Processo Reset, da Manna a Manzo
Le intercettazioni, pur numericamente limitate, avrebbero rivelato importanti scambi di favori, con Manna che si sarebbe avvalso di queste interazioni personali per il proprio tornaconto politico. Briguori, secondo quanto emerso, avrebbe operato in favore di Manna, facendo pressioni per individuare un candidato da inserire nelle sue liste, mentre Antonio Manzo, altro soggetto chiave, si sarebbe occupato di garantire posti di lavoro nelle cooperative a ogni famiglia che si impegnava a votare per il candidato. Uno schema riproposto, secondo il pm Vito Valerio, dal gruppo D’Ambrosio alla politica locale, in cui la ‘ndrangheta, a dire degli investigatori, svolgerebbe un ruolo decisivo nel controllo delle elezioni.
Un altro aspetto inquietante riguarda il tentativo di estorsione da parte di vari soggetti ritenuti vicini al gruppo D’Ambrosio. Durante la requisitoria, il magistrato ha parlato della cimice installata nell’auto di Massimo D’Ambrosio. Rivelazione che sarebbe stata fatta da un carabiniere di San Marco Argentano. Inoltre, la Dda ha illustrato una vicenda legata a una presunta turbativa d’asta, dimostrando come il potere mafioso dei D’Ambrosio sia pervasivo e capace di influenzare e condizionare anche le attività economiche a Rende.
L’istruttoria dibattimentale dunque avrebbe rivelato non solo un sistema di alleanze tra la criminalità organizzata e la politica locale, ma anche la determinazione dei gruppi mafiosi a gestire il territorio evidenziando la forza del gruppo D’Ambrosio che avrebbe più volte deciso di imporre il suo “governo mafioso“.
Il capitolo narcotraffico
La requisitoria ha inoltre sottolineato come, secondo le intercettazioni, Luigi Abbruzzese, esponente del gruppo “Banana“, avesse interazioni frequenti con i suoi luogotenenti, confermando così l’esistenza di una struttura associativa autonoma. In una conversazione significativa, si evince come i membri del gruppo “Banana” si rifiutino di interagire con altri soggetti, come Gennaro Presta, mettendo in luce le dinamiche interne tra i vari clan operanti a Cosenza.
Relativamente al narcotraffico, il pm Valerio ha annunciato che invocherà una sentenza assolutoria nei confronti di Francesca Tiralongo e Fabrizio Fuoco, difesi rispettivamente dagli avvocati Giuseppe De Marco e Cristian Cristiano.
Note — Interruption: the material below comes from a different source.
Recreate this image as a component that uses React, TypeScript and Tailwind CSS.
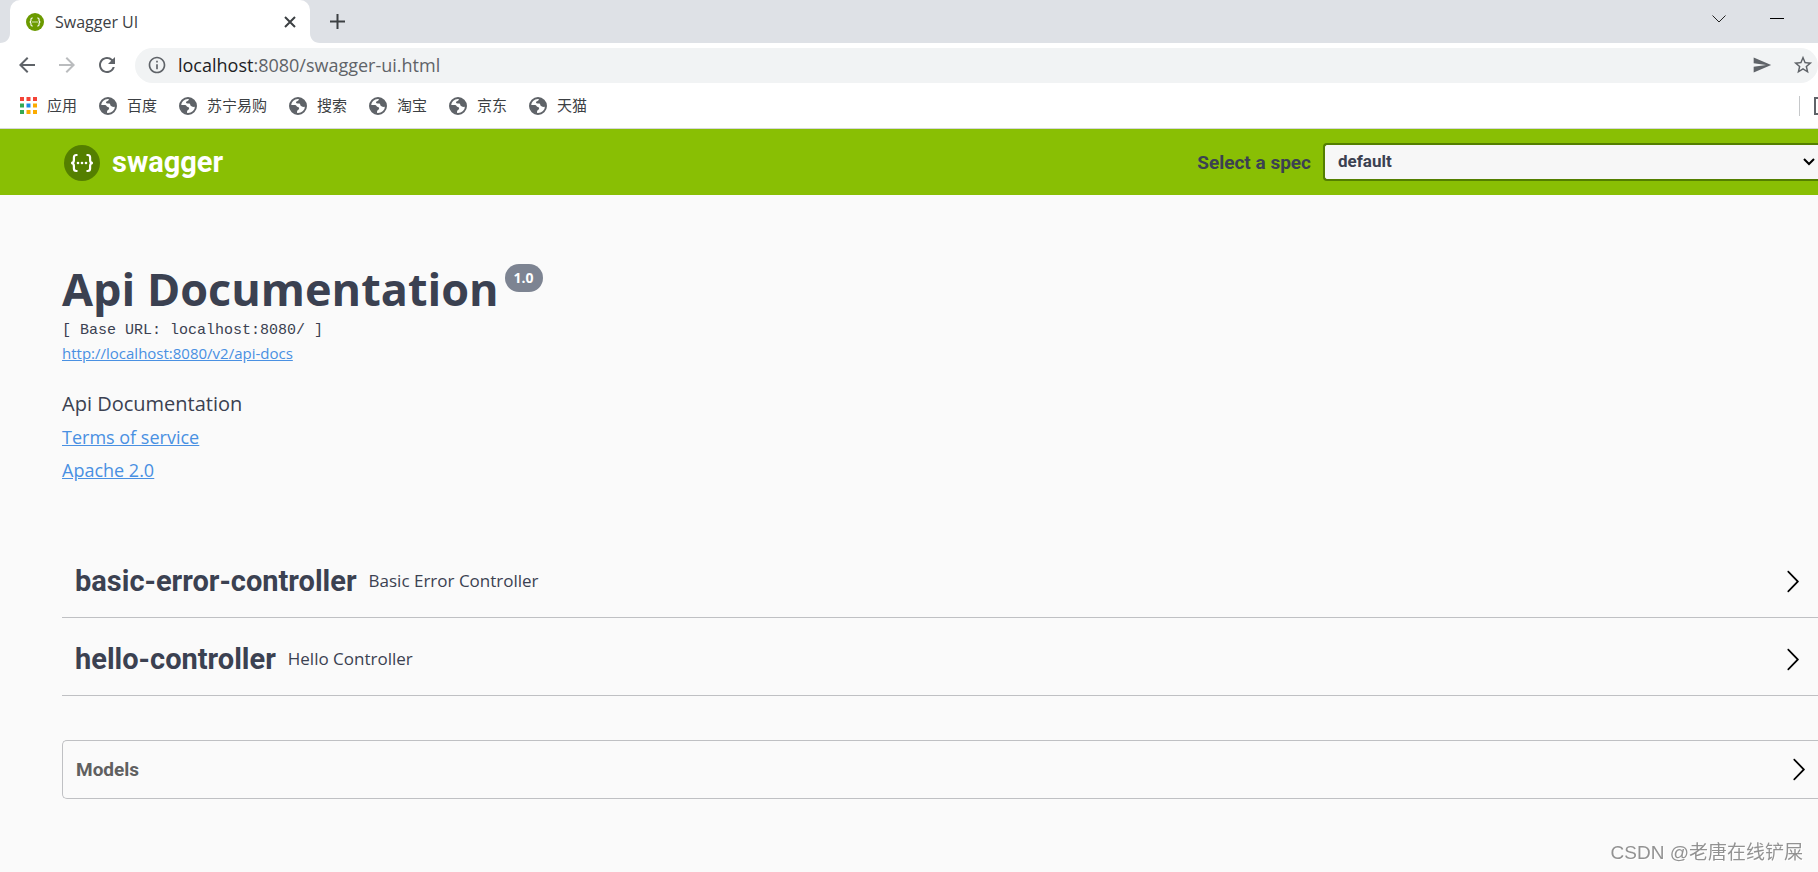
import React, { useState } from 'react';
import { MdArrowBack, MdArrowForward, MdRefresh, MdInfoOutline, MdSend, MdStarBorder } from 'react-icons/md';

const bookmarks = ['百度', '苏宁易购', '搜索', '淘宝', '京东', '天猫'];

const appColors = ['#f44336', '#f44336', '#f44336', '#34a853', '#1e88e5', '#fbab00', '#34a853', '#fbab00', '#fbab00'];

const tags = [
  { name: 'basic-error-controller', description: 'Basic Error Controller' },
  { name: 'hello-controller', description: 'Hello Controller' },
];

const SwaggerMark: React.FC<{ className: string; fill: string }> = ({ className, fill }) => (
  <svg viewBox="0 0 36 36" className={className} aria-hidden="true">
    <circle cx="18" cy="18" r="18" fill={fill} />
    <g fill="none" stroke="#fff" strokeWidth="2.2">
      <path d="M13.5 10h-1.2c-1.8 0-2.4.8-2.4 2.4v2.8c0 1.8-.9 2.8-2.8 2.8 1.9 0 2.8 1 2.8 2.8v2.8c0 1.6.6 2.4 2.4 2.4h1.2" />
      <path d="M22.5 10h1.2c1.8 0 2.4.8 2.4 2.4v2.8c0 1.8.9 2.8 2.8 2.8-1.9 0-2.8 1-2.8 2.8v2.8c0 1.6-.6 2.4-2.4 2.4h-1.2" />
    </g>
    <g fill="#fff">
      <circle cx="14" cy="18" r="1.3" />
      <circle cx="18" cy="18" r="1.3" />
      <circle cx="22" cy="18" r="1.3" />
    </g>
  </svg>
);

const GlobeIcon: React.FC = () => (
  <svg viewBox="0 0 18 18" className="size-[18px] shrink-0 fill-[#5f6368]" aria-hidden="true">
    <circle cx="9" cy="9" r="8" fill="#fff" stroke="#5f6368" strokeWidth="2" />
    <path d="M10 1.5C10 3 9 4 7.5 4.500 6.500 5 7 6.500 8.500 6.500h2C11.500 7 11 8.500 12 9c1 .5 2 1 3 1l1.500-.5V5.500L13 2z" />
    <path d="M1.500 8H6c1.500 0 1.500 2 3 2 1.500 0 1.500 2.500 0 3-1 .3-1 1.500-1 3.500L4 15l-2.500-4z" />
  </svg>
);

const LargeArrow: React.FC = () => (
  <svg viewBox="0 0 20 20" className="size-[25px] shrink-0 fill-black" aria-hidden="true">
    <path d="M13.25 10L6.109 2.58c-.268-.27-.268-.707 0-.979.268-.27.701-.27.969 0l7.83 7.908c.268.271.268.709 0 .979l-7.83 7.908c-.268.271-.701.27-.969 0-.268-.269-.268-.707 0-.979L13.25 10z" />
  </svg>
);

const BrowserChrome: React.FC = () => {
  const [url, setUrl] = useState('localhost:8080/swagger-ui.html');
  const colon = url.indexOf(':');
  const host = colon > 0 ? url.slice(0, colon) : url;
  const rest = colon > 0 ? url.slice(colon) : '';

  return (
    <header className="bg-white font-['Open_Sans','Noto_Sans_CJK_SC',sans-serif] text-[#3c4043]">
      <div className="flex h-[43px] items-end bg-[#dee1e6]">
        <svg viewBox="0 0 10 10" className="size-[10px] fill-white" aria-hidden="true">
          <path d="M10 0v10H0C6 10 10 6 10 0z" />
        </svg>
        <div className="flex h-full w-[300px] items-center rounded-t-[10px] bg-white pl-4 pr-[14px]">
          <SwaggerMark className="size-[18px]" fill="#6b9a00" />
          <span className="ml-[11px] flex-1 text-[16px]">Swagger UI</span>
          <button type="button" aria-label="Close tab">
            <svg viewBox="0 0 12 12" className="size-3 stroke-current stroke-2" aria-hidden="true">
              <path d="M1 1l10 10M11 1L1 11" />
            </svg>
          </button>
        </div>
        <svg viewBox="0 0 10 10" className="size-[10px] fill-white" aria-hidden="true">
          <path d="M0 0v10h10C4 10 0 6 0 0z" />
        </svg>
        <button type="button" aria-label="New tab" className="ml-2.5 self-center">
          <svg viewBox="0 0 15 15" className="size-[15px] stroke-current stroke-2" aria-hidden="true">
            <path d="M7.5 0v15M0 7.5h15" />
          </svg>
        </button>
        <div className="ml-auto flex h-full items-center gap-11 pb-1.5 pr-[34px]">
          <button type="button" aria-label="Search tabs">
            <svg viewBox="0 0 14 8" className="h-2 w-3.5 fill-none stroke-[#222]" aria-hidden="true">
              <path d="M.5.5L7 7 13.5.5" />
            </svg>
          </button>
          <button type="button" aria-label="Minimize">
            <svg viewBox="0 0 14 8" className="h-2 w-3.5 stroke-black" aria-hidden="true">
              <path d="M0 3.5h14" />
            </svg>
          </button>
        </div>
      </div>

      <div className="flex h-11 items-center pl-[15px] text-[#5f6368]">
        <button type="button" aria-label="Back">
          <MdArrowBack className="size-6" />
        </button>
        <button type="button" aria-label="Forward" className="ml-4 text-[#babcbe]">
          <MdArrowForward className="size-6" />
        </button>
        <button type="button" aria-label="Reload" className="ml-4">
          <MdRefresh className="size-6" />
        </button>
        <div className="ml-4 flex h-[35px] flex-1 items-center rounded-full bg-[#f1f3f4] pl-3 pr-1">
          <MdInfoOutline className="size-5" />
          <label className="relative ml-[11px] flex-1 text-[18px] leading-6">
            <span className="pointer-events-none absolute inset-0" aria-hidden="true">
              <span className="text-[#202124]">{host}</span>
              {rest}
            </span>
            <input
              type="text"
              aria-label="Address"
              value={url}
              onChange={(e) => setUrl(e.target.value)}
              className="block w-full bg-transparent text-transparent caret-black focus:outline-none"
            />
          </label>
          <button type="button" aria-label="Share">
            <MdSend className="size-5" />
          </button>
          <button type="button" aria-label="Bookmark this page" className="ml-5">
            <MdStarBorder className="size-[22px]" />
          </button>
        </div>
      </div>

      <nav className="flex h-[42px] items-center gap-[22px] border-b border-[#d5d7da] pb-1 pl-5 text-[15px]">
        <a href="#apps" className="flex items-center gap-[10px]">
          <svg viewBox="0 0 17 17" className="size-[17px]" aria-hidden="true">
            {appColors.map((color, i) => (
              <rect key={i} x={(i % 3) * 6.5} y={Math.floor(i / 3) * 6.5} width="4" height="4" fill={color} />
            ))}
          </svg>
          应用
        </a>
        {bookmarks.map((label) => (
          <a key={label} href="#bookmark" className="flex items-center gap-[10px]">
            <GlobeIcon />
            {label}
          </a>
        ))}
        <div className="ml-auto flex items-center gap-3.5 text-[#5f6368]">
          <span className="h-5 w-px bg-[#c6c8ca]" />
          <span className="h-[18px] w-1 border-2 border-r-0 border-current" />
        </div>
      </nav>
    </header>
  );
};

const App: React.FC = () => {
  const [spec, setSpec] = useState('default');

  return (
    <div className="min-h-screen bg-[#fafafa] font-['Open_Sans',sans-serif] text-[#3b4151]">
      <BrowserChrome />

      <div className="flex h-[66px] items-center bg-[#89bf04] pl-16 font-[Roboto,sans-serif] font-bold">
        <a href="#top" className="flex items-center gap-3 pt-0.5 text-[29px] text-white">
          <SwaggerMark className="size-9" fill="#547f00" />
          swagger
        </a>
        <div className="ml-auto flex items-center gap-3">
          <label htmlFor="spec" className="pt-0.5 text-[19px]">Select a spec</label>
          <div className="relative flex items-center">
            <select
              id="spec"
              value={spec}
              onChange={(e) => setSpec(e.target.value)}
              className="h-[38px] w-[495px] appearance-none rounded-l border-2 border-r-0 border-[#547f00] bg-[#f7f7f7] pl-[13px] text-[17px]"
            >
              <option value="default">default</option>
            </select>
            <svg viewBox="0 0 12 8" className="pointer-events-none absolute right-[3px] h-2 w-3 fill-none stroke-black stroke-2" aria-hidden="true">
              <path d="M1 1l5 5 5-5" />
            </svg>
          </div>
        </div>
      </div>

      <main className="pb-16 pl-[62px]">
        <section className="pt-16">
          <h1 className="flex items-start text-[45px] font-bold leading-[60px]">
            Api Documentation
            <span className="ml-1.5 mt-[5px] rounded-full bg-[#7d8492] px-[9px] text-[14px] leading-7 text-white">1.0</span>
          </h1>
          <pre className="mt-0.5 font-['Liberation_Mono',monospace] text-[15px] leading-5">[ Base URL: localhost:8080/ ]</pre>
          <a href="#api-docs" className="block w-fit text-[15px] leading-6 text-[#4990e2] underline">
            http://localhost:8080/v2/api-docs
          </a>
          <p className="mt-[23px] text-[20px] leading-8">Api Documentation</p>
          <div className="flex flex-col items-start pt-px text-[18px] leading-[33px] text-[#4990e2] underline">
            <a href="#terms">Terms of service</a>
            <a href="#license">Apache 2.0</a>
          </div>
        </section>

        <section className="mt-[58px] flex flex-col gap-[5px]">
          {tags.map((tag) => (
            <button
              key={tag.name}
              type="button"
              className="flex h-[73px] items-center border-b border-[#bfc0c3] pl-[13px] pr-[13px] text-left"
            >
              <span className="pt-0.5 font-[Roboto,sans-serif] text-[29px] font-bold">{tag.name}</span>
              <span className="ml-3 flex-1 text-[17px]">{tag.description}</span>
              <LargeArrow />
            </button>
          ))}
        </section>

        <button
          type="button"
          className="mt-11 flex h-[59px] w-full items-center justify-between rounded-l-[5px] border border-r-0 border-[#bfc0c3] pl-[13px] pr-[7px]"
        >
          <span className="pt-0.5 font-[Roboto,sans-serif] text-[19px] font-bold text-[#606060]">Models</span>
          <LargeArrow />
        </button>
      </main>

      <div className="pointer-events-none fixed bottom-[5px] right-[15px] font-['Liberation_Sans','Noto_Sans_CJK_SC',sans-serif] text-[19px] text-[#929292] [text-shadow:1px_1px_0_#fff]">
        CSDN @老唐在线铲屎
      </div>
    </div>
  );
};

export default App;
Le posizioni del giorno prima
Nell’udienza di ieri, invece, il pm Corrado Cubellotti aveva messo sul tavolo dei giudici altri elementi probatori, sempre correlati al gruppo D’Ambrosio, come la vicenda giudiziaria che riguarda l’imprenditore rendese Remo Florio. Nell’intervento durato quasi dieci ore, c’è stato spazio anche per un ritorno sulla storia del Settimo Cafè e le posizioni di Giuseppe Perrone e Giuseppe Broccolo, i quali rispondono di vari reati tra cui la contestazione di associazione mafiosa. Il magistrato campano ha fatto intendere che chiederà la condanna di tutti gli imputati citati nella sua requisitoria.